Mercredi 22 septembre 2021
Susanna Clarke’s new novel Piranesi has won the 2021 Women’s Prize for Fiction.
Publisher’s Weekly calls this novel “one of the year’s most inventive novels.” The story starts with journal entries from the narrator, Piranesi, who lives in the house with the master (aka the Other) and 13 skeletons. The Other is on the hunt for the ‘great and secret knowledge’ from the ancients within the house and recruits Piranesi to help with this endeavor. However, the Other has secret motives, and as the two explore and hunt for this knowledge, Piranesi learns more about himself, his worldview, and his love for the building.
The chair of the judges Bernadine Evaristo describes Piranesi as profound and impactful:
“We wanted to find a book that we’d press into readers’ hands, which would have a lasting impact. With her first novel in seventeen years, Susanna Clarke has given us a truly original, unexpected flight of fancy which melds genres and challenges preconceptions about what books should be. She has created a world beyond our wildest imagination that also tells us something profound about what it is to be human.”
Piranesi is available in multiple formats at the OPL.

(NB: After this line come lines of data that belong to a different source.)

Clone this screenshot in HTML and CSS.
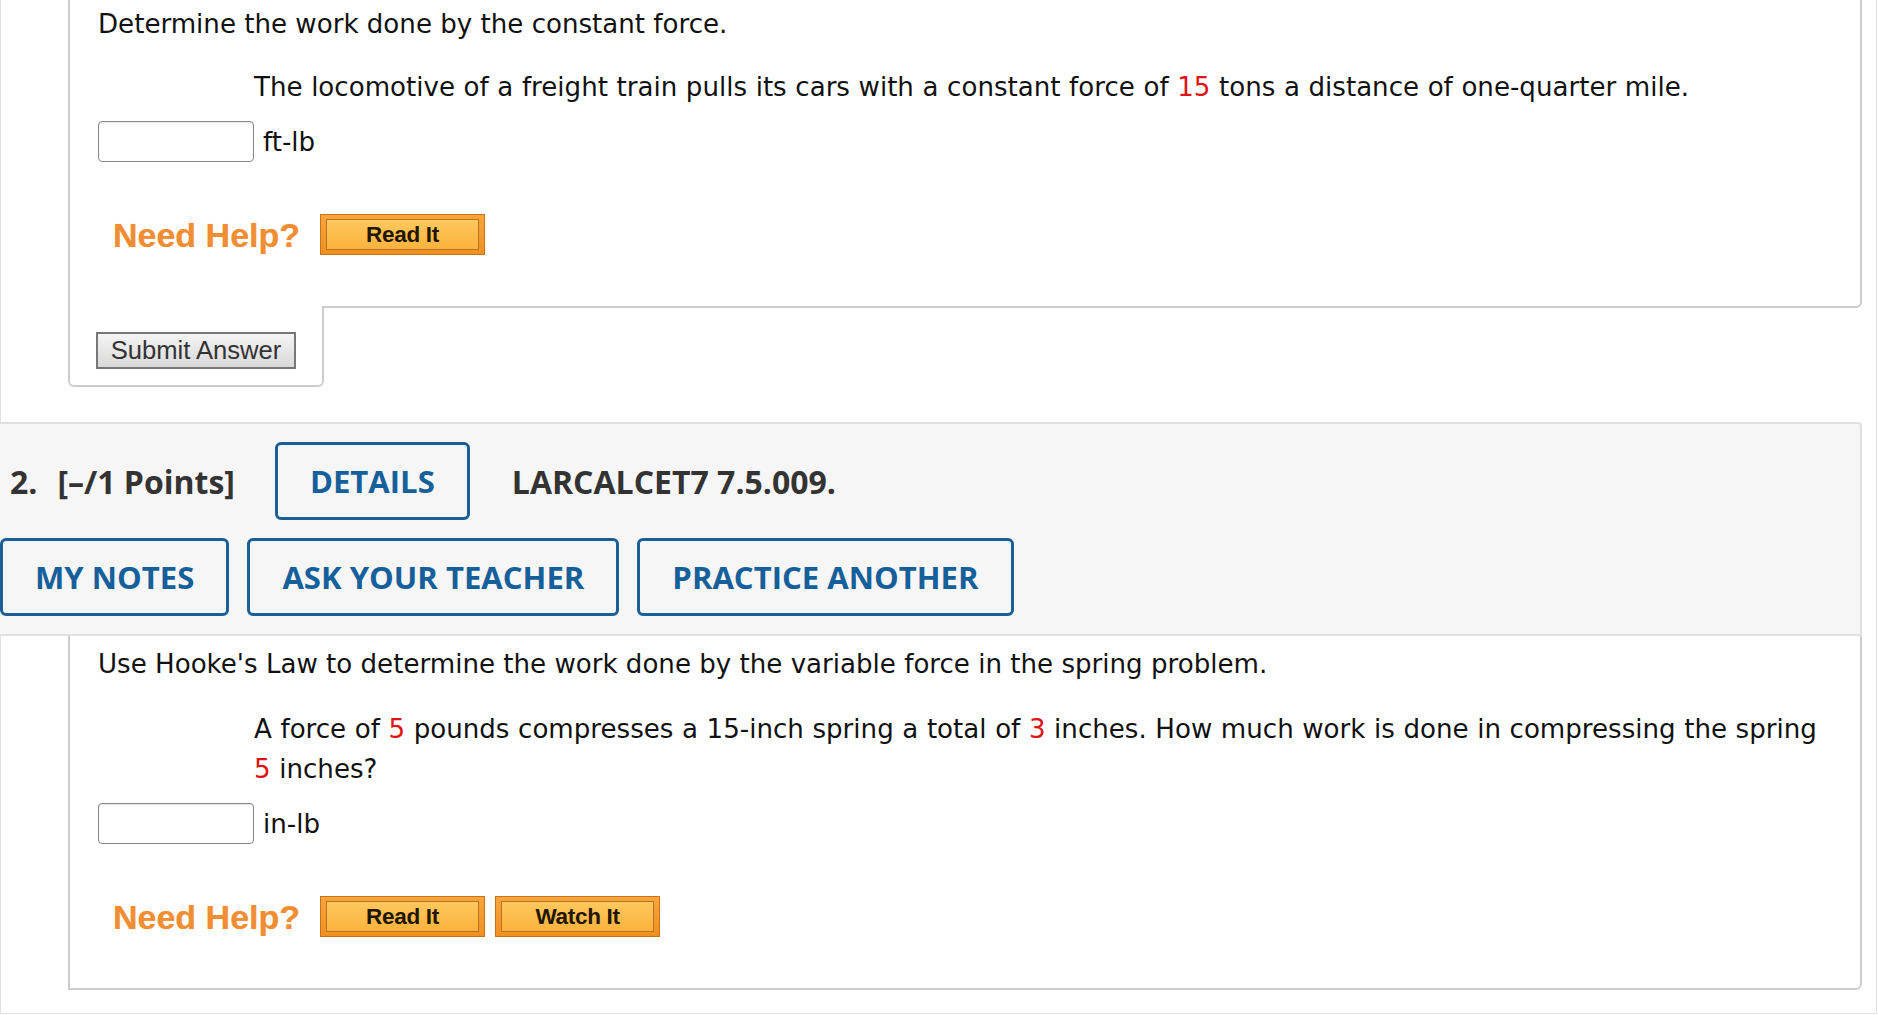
FILE: index.html
```html
<!DOCTYPE html>
<html lang="en">
<head>
    <meta charset="UTF-8">
    <meta name="viewport" content="width=device-width, initial-scale=1.0">
    <title>Assignment</title>
    <link rel="stylesheet" href="styles.css">
</head>
<body>
    <div class="page">
        <!-- question 1 (scrolled, top cut off) -->
        <div class="qbody first">
            <p class="lead">Determine the work done by the constant force.</p>
            <p class="problem">The locomotive of a freight train pulls its cars with a constant force of <span class="num">15</span> tons a distance of one-quarter mile.</p>
            <div class="answer">
                <input type="text" class="ans">
                <span class="unit">ft-lb</span>
            </div>
            <div class="help">
                <span class="need">Need Help?</span>
                <a href="#" class="help-btn"><span>Read It</span></a>
            </div>
        </div>
        <div class="submit-tab">
            <button type="button" class="submit">Submit Answer</button>
        </div>

        <!-- question 2 -->
        <div class="question">
            <div class="qhead">
                <div class="qrow">
                    <span class="qnum">2.</span>
                    <span class="qpts">[–/1 Points]</span>
                    <a href="#" class="qbtn">DETAILS</a>
                    <span class="qcode">LARCALCET7 7.5.009.</span>
                </div>
                <div class="qrow tools">
                    <a href="#" class="qbtn">MY NOTES</a>
                    <a href="#" class="qbtn">ASK YOUR TEACHER</a>
                    <a href="#" class="qbtn">PRACTICE ANOTHER</a>
                </div>
            </div>
            <div class="qbody last">
                <p class="lead">Use Hooke's Law to determine the work done by the variable force in the spring problem.</p>
                <p class="problem">A force of <span class="num">5</span> pounds compresses a 15-inch spring a total of <span class="num">3</span> inches. How much work is done in compressing the spring <span class="num">5</span> inches?</p>
                <div class="answer">
                    <input type="text" class="ans">
                    <span class="unit">in-lb</span>
                </div>
                <div class="help">
                    <span class="need">Need Help?</span>
                    <a href="#" class="help-btn"><span>Read It</span></a>
                    <a href="#" class="help-btn"><span>Watch It</span></a>
                </div>
            </div>
        </div>
    </div>
</body>
</html>
```

FILE: styles.css
```css
/* reset */
* {box-sizing: border-box;}
body, p {margin: 0; padding: 0;}
a {text-decoration: none;}
body {background: #fff; color: #111;
    font-family: "DejaVu Sans", Verdana, sans-serif;}

/* page frame */
.page {margin-right: 1px; padding: 0 14px 23px 0;
    border-left: 1px solid #e2e2e2;
    border-right: 1px solid #e2e2e2;
    border-bottom: 1px solid #e2e2e2;}

/* question body */
.qbody {margin-left: 67px; padding: 8px 40px 51px 28px;
    border: 2px solid #cdcdcd; border-top: none;
    font-size: 26.1px; line-height: 40px;}
.qbody.first {margin-top: -6px; border-top: 2px solid #cdcdcd;
    border-radius: 0 0 6px 0;}
.qbody.last {border-radius: 0 0 6px 0;}
.lead {margin-bottom: 23px;}
.qbody.last .lead {margin-bottom: 25px;}
.problem {padding-left: 156px; word-spacing: 0.3px;}
.num {color: #dd1515;}

/* answer input */
.answer {display: flex; align-items: center; margin-top: 14px;}
.ans {width: 156px; height: 41px; margin: 0;
    border: 1px solid #8a8a8a; border-radius: 4px;
    box-shadow: inset 0 1px 2px rgba(0,0,0,.12);
    background: #fff;}
.unit {margin-left: 9px;}

/* need help */
.help {display: flex; align-items: center; gap: 10px; margin-top: 52px; padding-left: 15px;}
.need {margin-right: 10px;
    font-family: "Liberation Sans", Arial, sans-serif; font-weight: bold;
    font-size: 34px; line-height: 40px; color: #f18d32;
    text-shadow: 0 0 1px rgba(240,138,44,.5);}
.help-btn {display: block; width: 165px; height: 41px; padding: 4px 5px;
    border: 1px solid #c9721c;
    background: linear-gradient(#f8a53c, #f0901f);}
.help-btn span {display: flex; justify-content: center; align-items: center;
    height: 100%;
    border: 1px solid #b97324;
    background: linear-gradient(#fec85e, #fbb23c);
    font-family: "Liberation Sans", Arial, sans-serif; font-weight: bold;
    font-size: 22.5px; color: #221603; letter-spacing: -0.3px;}

/* submit tab */
.submit-tab {position: relative; width: 256px; margin: -2px 0 0 67px;
    padding: 26px 26px 16px;
    background: #fff;
    border: 2px solid #cdcdcd; border-top: none;
    border-radius: 0 0 6px 6px;}
.submit {display: block; width: 200px; height: 37px; padding: 0;
    border: 2px solid #777;
    background: linear-gradient(#f4f4f4, #d9d9d9);
    font-family: "Liberation Sans", Arial, sans-serif;
    font-size: 25.6px; color: #333;}

/* question header */
.question {margin-top: 35px;}
.qhead {display: flex; flex-direction: column; gap: 18px;
    margin-left: -1px; padding: 18px 0;
    background: #f6f6f6;
    border: 2px solid #e0e0e0; border-left: none;
    border-radius: 0 4px 0 0;
    font-family: "Open Sans", sans-serif; font-weight: bold; font-size: 31.1px;}
.qrow {display: flex; align-items: center;}
.qnum {margin-left: 10px; margin-right: 20px; color: #333; font-size: 32px;}
.qpts {margin-right: 40px; color: #333; font-size: 32px;}
.qcode {margin-left: 42px; color: #333; font-size: 32px;}
.qbtn {display: flex; align-items: center; height: 78px; padding: 0 32px;
    border: 3px solid #1a5f96; border-radius: 6px;
    color: #15609a;}
.tools {gap: 18px;}
```
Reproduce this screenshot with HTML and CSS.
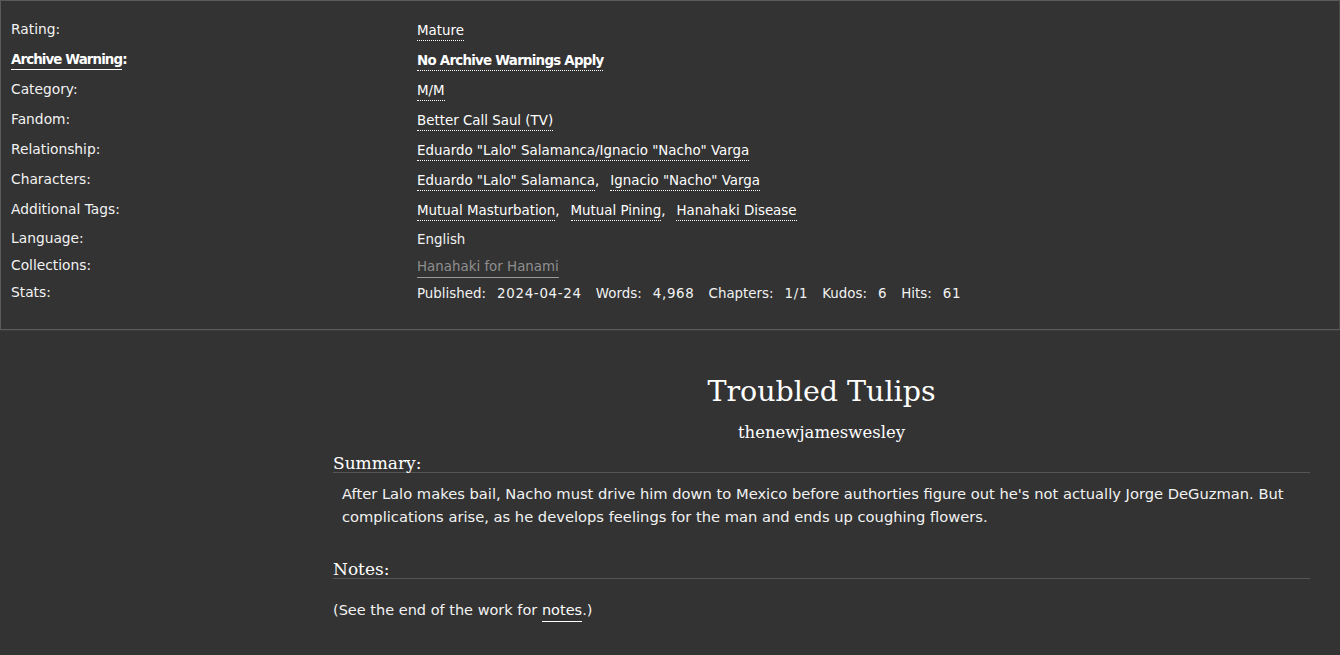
FILE: index.html
```html
<!DOCTYPE html>
<html lang="en">
<head>
<meta charset="utf-8">
<title>Troubled Tulips</title>
<link rel="stylesheet" href="styles.css">
</head>
<body>
<div class="meta">
  <dl class="meta-grid">
    <dt class="row-tag">Rating:</dt>
    <dd class="row-tag"><a class="tag">Mature</a></dd>
    <dt class="row-tag"><span class="warn-label">Archive Warning</span><span class="warn-colon">:</span></dt>
    <dd class="row-tag"><a class="tag bold">No Archive Warnings Apply</a></dd>
    <dt class="row-tag">Category:</dt>
    <dd class="row-tag"><a class="tag">M/M</a></dd>
    <dt class="row-tag">Fandom:</dt>
    <dd class="row-tag"><a class="tag">Better Call Saul (TV)</a></dd>
    <dt class="row-tag">Relationship:</dt>
    <dd class="row-tag"><a class="tag">Eduardo "Lalo" Salamanca/Ignacio "Nacho" Varga</a></dd>
    <dt class="row-tag">Characters:</dt>
    <dd class="row-tag"><ul class="commas"><li><a class="tag">Eduardo "Lalo" Salamanca</a></li><li><a class="tag">Ignacio "Nacho" Varga</a></li></ul></dd>
    <dt class="row-tag">Additional Tags:</dt>
    <dd class="row-tag"><ul class="commas"><li><a class="tag">Mutual Masturbation</a></li><li><a class="tag">Mutual Pining</a></li><li><a class="tag">Hanahaki Disease</a></li></ul></dd>
    <dt class="row-plain">Language:</dt>
    <dd class="row-plain">English</dd>
    <dt class="row-plain">Collections:</dt>
    <dd class="row-plain"><a class="coll">Hanahaki for Hanami</a></dd>
    <dt class="row-plain">Stats:</dt>
    <dd class="row-plain"><dl class="stats"><dt>Published:</dt><dd>2024-04-24</dd><dt>Words:</dt><dd>4,968</dd><dt>Chapters:</dt><dd>1/1</dd><dt>Kudos:</dt><dd>6</dd><dt>Hits:</dt><dd>61</dd></dl></dd>
  </dl>
</div>

<div class="work">
  <h2 class="title">Troubled Tulips</h2>
  <h3 class="byline">thenewjameswesley</h3>
  <div class="module">
    <h3 class="heading">Summary:</h3>
    <blockquote class="summary">After Lalo makes bail, Nacho must drive him down to Mexico before authorties figure out he's not actually Jorge DeGuzman. But complications arise, as he develops feelings for the man and ends up coughing flowers.</blockquote>
  </div>
  <div class="module notes-module">
    <h3 class="heading">Notes:</h3>
    <p class="notes">(See the end of the work for <a class="notes-link">notes</a>.)</p>
  </div>
</div>
</body>
</html>
```

FILE: styles.css
```css
html, body {
  margin: 0;
  padding: 0;
  background: #333333;
  color: #f2f2f2;
  font-family: "DejaVu Sans", Verdana, sans-serif;
  font-size: 13.4px;
}

.meta {
  border: 1px solid #5a5a5a;
  border-right-color: #4a4a4a;
  background: #333333;
  box-shadow: 0 1px 0 #3c3c3c;
}

.meta-grid {
  display: grid;
  grid-template-columns: 406px 1fr;
  margin: 0;
  padding: 15px 10px 22px;
}

.meta-grid > dt,
.meta-grid > dd {
  margin: 0;
  white-space: nowrap;
}

.meta-grid > dt {
  font-size: 13.8px;
}

.meta-grid > dt.row-tag {
  height: 30px;
  line-height: 26px;
}
.meta-grid > dd.row-tag {
  height: 30px;
  line-height: 30px;
}
.meta-grid > dt.row-plain {
  height: 27px;
  line-height: 25px;
}
.meta-grid > dd.row-plain {
  height: 27px;
  line-height: 27px;
}

.warn-label {
  font-weight: bold;
  font-size: 13.4px;
  letter-spacing: -0.9px;
  border-bottom: 1px solid #ffffff;
  padding-bottom: 2px;
  color: #ffffff;
}
.warn-colon {
  font-weight: bold;
  font-size: 13.4px;
  color: #ffffff;
}

.tag {
  color: #ffffff;
  border-bottom: 1px dotted #ffffff;
  padding-bottom: 2px;
  text-decoration: none;
}
.tag.bold {
  font-weight: bold;
  letter-spacing: -0.75px;
}

.commas {
  list-style: none;
  margin: 0;
  padding: 0;
  display: inline;
}
.commas li {
  display: inline;
}
.commas li::after {
  content: ",";
  margin-right: 11px;
  color: #ffffff;
}
.commas li:last-child::after {
  content: "";
  margin: 0;
}

.coll {
  color: #8f8f8f;
  border-bottom: 1px solid #9a9a9a;
  padding-bottom: 3px;
}

.stats {
  display: inline;
  margin: 0;
}
.stats dt,
.stats dd {
  display: inline;
  margin: 0;
}
.stats dt {
  margin-right: 11px;
}
.stats dd {
  letter-spacing: 0.7px;
  margin-right: 14px;
}

.work {
  margin: 0 30px 0 333px;
  padding-top: 42px;
}

.title {
  font-family: "DejaVu Serif", Georgia, serif;
  font-weight: normal;
  font-size: 28.5px;
  text-align: center;
  margin: 0;
  line-height: 40px;
  color: #ffffff;
}

.byline {
  font-family: "DejaVu Serif", Georgia, serif;
  font-weight: normal;
  font-size: 16.5px;
  text-align: center;
  margin: 9px 0 0;
  line-height: 24px;
  color: #ffffff;
}

.module {
  margin: 9px 0 0;
}

.heading {
  font-family: "DejaVu Serif", Georgia, serif;
  font-weight: normal;
  font-size: 17px;
  line-height: 18px;
  margin: 0;
  color: #ffffff;
  border-bottom: 1px solid #555555;
  padding-bottom: 0;
}

.summary {
  margin: 9px 0 0 9px;
  line-height: 23px;
  font-size: 14.7px;
  color: #f2f2f2;
}

.notes-module {
  margin-top: 32px;
}

.notes {
  margin: 20px 0 0;
  line-height: 23px;
  font-size: 14.5px;
}

.notes-link {
  color: #ffffff;
  border-bottom: 1px solid #ffffff;
  padding-bottom: 3px;
}
```
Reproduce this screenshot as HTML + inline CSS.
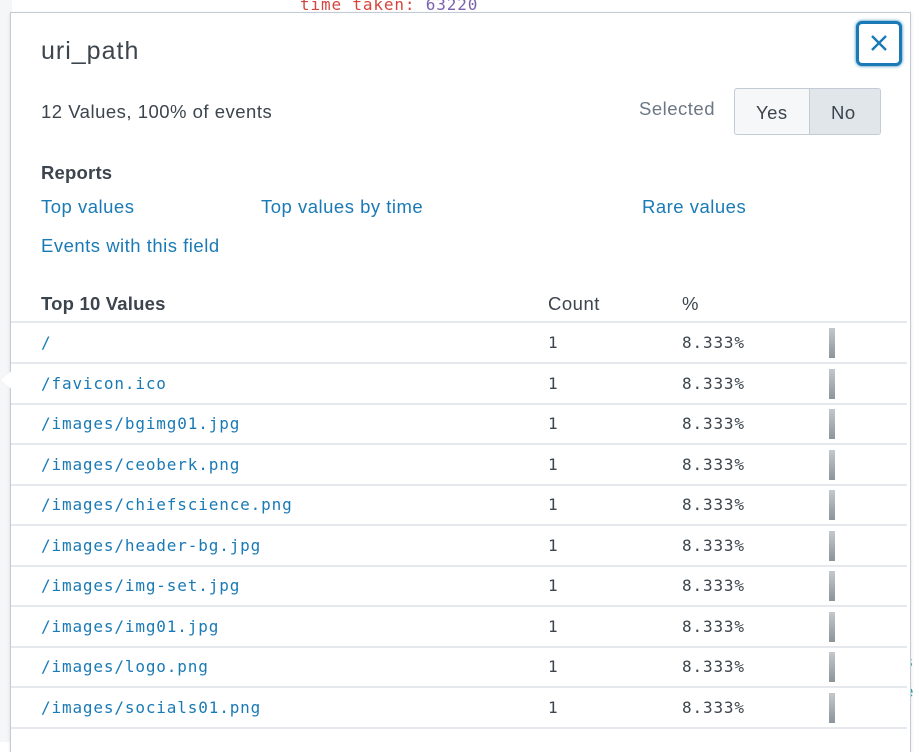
<!DOCTYPE html>
<html><head><style>
*{margin:0;padding:0;box-sizing:border-box}
body{width:919px;height:742px;overflow:hidden;background:#fff;position:relative;font-family:"Liberation Sans",sans-serif;color:#3c444d}
.a{position:absolute;white-space:nowrap}
.s{font-size:18.5px;letter-spacing:0.5px}
.bg1{position:absolute;left:0;top:0;width:12px;height:742px;background:#f5f6f7}
.panel{position:absolute;left:10px;top:12px;width:901px;height:740px;background:#fff;border:1px solid #c3cbd4;border-bottom:none;box-shadow:0 1px 3px rgba(0,0,0,.12)}
.link{color:#1a7ab5}
.mono{font-family:"DejaVu Sans Mono","Liberation Mono",monospace;font-size:16px;letter-spacing:0.85px}
.line{position:absolute;left:11px;width:896px;height:2px;background:#e5e9ee}
.bar{position:absolute;left:829px;width:6px;height:30px;background:linear-gradient(#c3c8cd,#8b949c)}
</style></head><body>
<div class="bg1"></div>
<div class="a mono" style="left:300px;top:-5px;color:#d6453d;">time_taken: <span style="color:#7a62b0">63220</span></div>
<div class="a" style="left:904px;top:652px;color:#2aa6a6;font-size:17px">s</div>
<div class="a" style="left:904px;top:682px;color:#2aa6a6;font-size:17px">e</div>
<div class="panel"></div>
<div class="a" style="left:1px;top:368px;width:14px;height:24px;background:#fff;clip-path:polygon(100% 0,0 50%,100% 100%)"></div>
<div class="a" style="left:41px;top:37px;font-size:25px;letter-spacing:1px;color:#3c444d">uri_path</div>
<div class="a" style="left:856px;top:21px;width:46px;height:45px;border:3px solid #1a7ab5;border-radius:6px;background:#fff;box-shadow:0 0 3px #1a7ab5"></div>
<svg class="a" style="left:870px;top:34px" width="18" height="18"><path d="M2 2L16 16M16 2L2 16" stroke="#1a7ab5" stroke-width="2.4"/></svg>
<div class="a s" style="left:41px;top:101px">12 Values, 100% of events</div>
<div class="a s" style="left:639px;top:98px;color:#6b7785">Selected</div>
<div class="a" style="left:734px;top:88px;width:147px;height:47px;border:1px solid #c3cbd4;border-radius:3px;background:#f5f7f8;overflow:hidden">
<div class="a" style="left:74px;top:0;width:73px;height:47px;background:#e1e6eb;border-left:1px solid #c3cbd4"></div>
<div class="a s" style="left:21px;top:13px">Yes</div>
<div class="a s" style="left:96px;top:13px">No</div>
</div>
<div class="a s" style="left:41px;top:162px;font-weight:bold;letter-spacing:0.2px">Reports</div>
<div class="a link s" style="left:41px;top:196px">Top values</div>
<div class="a link s" style="left:261px;top:196px">Top values by time</div>
<div class="a link s" style="left:642px;top:196px">Rare values</div>
<div class="a link s" style="left:41px;top:235px">Events with this field</div>
<div class="a s" style="left:41px;top:293px;font-weight:bold;letter-spacing:0.2px">Top 10 Values</div>
<div class="a s" style="left:548px;top:293px">Count</div>
<div class="a s" style="left:682px;top:293px">%</div>
<div class="line" style="top:321px"></div>
<div id="rows"></div>
<script>
var v=["/","/favicon.ico","/images/bgimg01.jpg","/images/ceoberk.png","/images/chiefscience.png","/images/header-bg.jpg","/images/img-set.jpg","/images/img01.jpg","/images/logo.png","/images/socials01.png"];
var h="";
for(var i=0;i<v.length;i++){var t=322+i*40.5;
h+='<div class="a mono link" style="left:41px;top:'+(t+11)+'px">'+v[i]+'</div>';
h+='<div class="a mono" style="left:548px;top:'+(t+11)+'px">1</div>';
h+='<div class="a mono" style="left:682px;top:'+(t+11)+'px">8.333%</div>';
h+='<div class="bar" style="top:'+(t+6)+'px"></div>';
h+='<div class="line" style="top:'+(t+40)+'px"></div>';}
document.getElementById("rows").innerHTML=h;
</script>
</body></html>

For more information on the Women’s Prize Shortlist, please visit our blog Women's Prize for Fiction Shortlist Announced | Ottawa Public Library (biblioottawalibrary.ca)
The Women’s Prize Trust, through the Women’s Prize for Fiction, promotes women’s writers on a global scale, and works to “.. empower all women to raise their voice and own their story, shining a spotlight on outstanding and ambitious fiction by women from anywhere in the world, regardless of their age, race, nationality or background.”
They further promote access to women’s stories via online resources, and their podcast. It was established in 1996, after the 1991 Booker shortlist was announced, which contained no books written by women (Flood, 2021).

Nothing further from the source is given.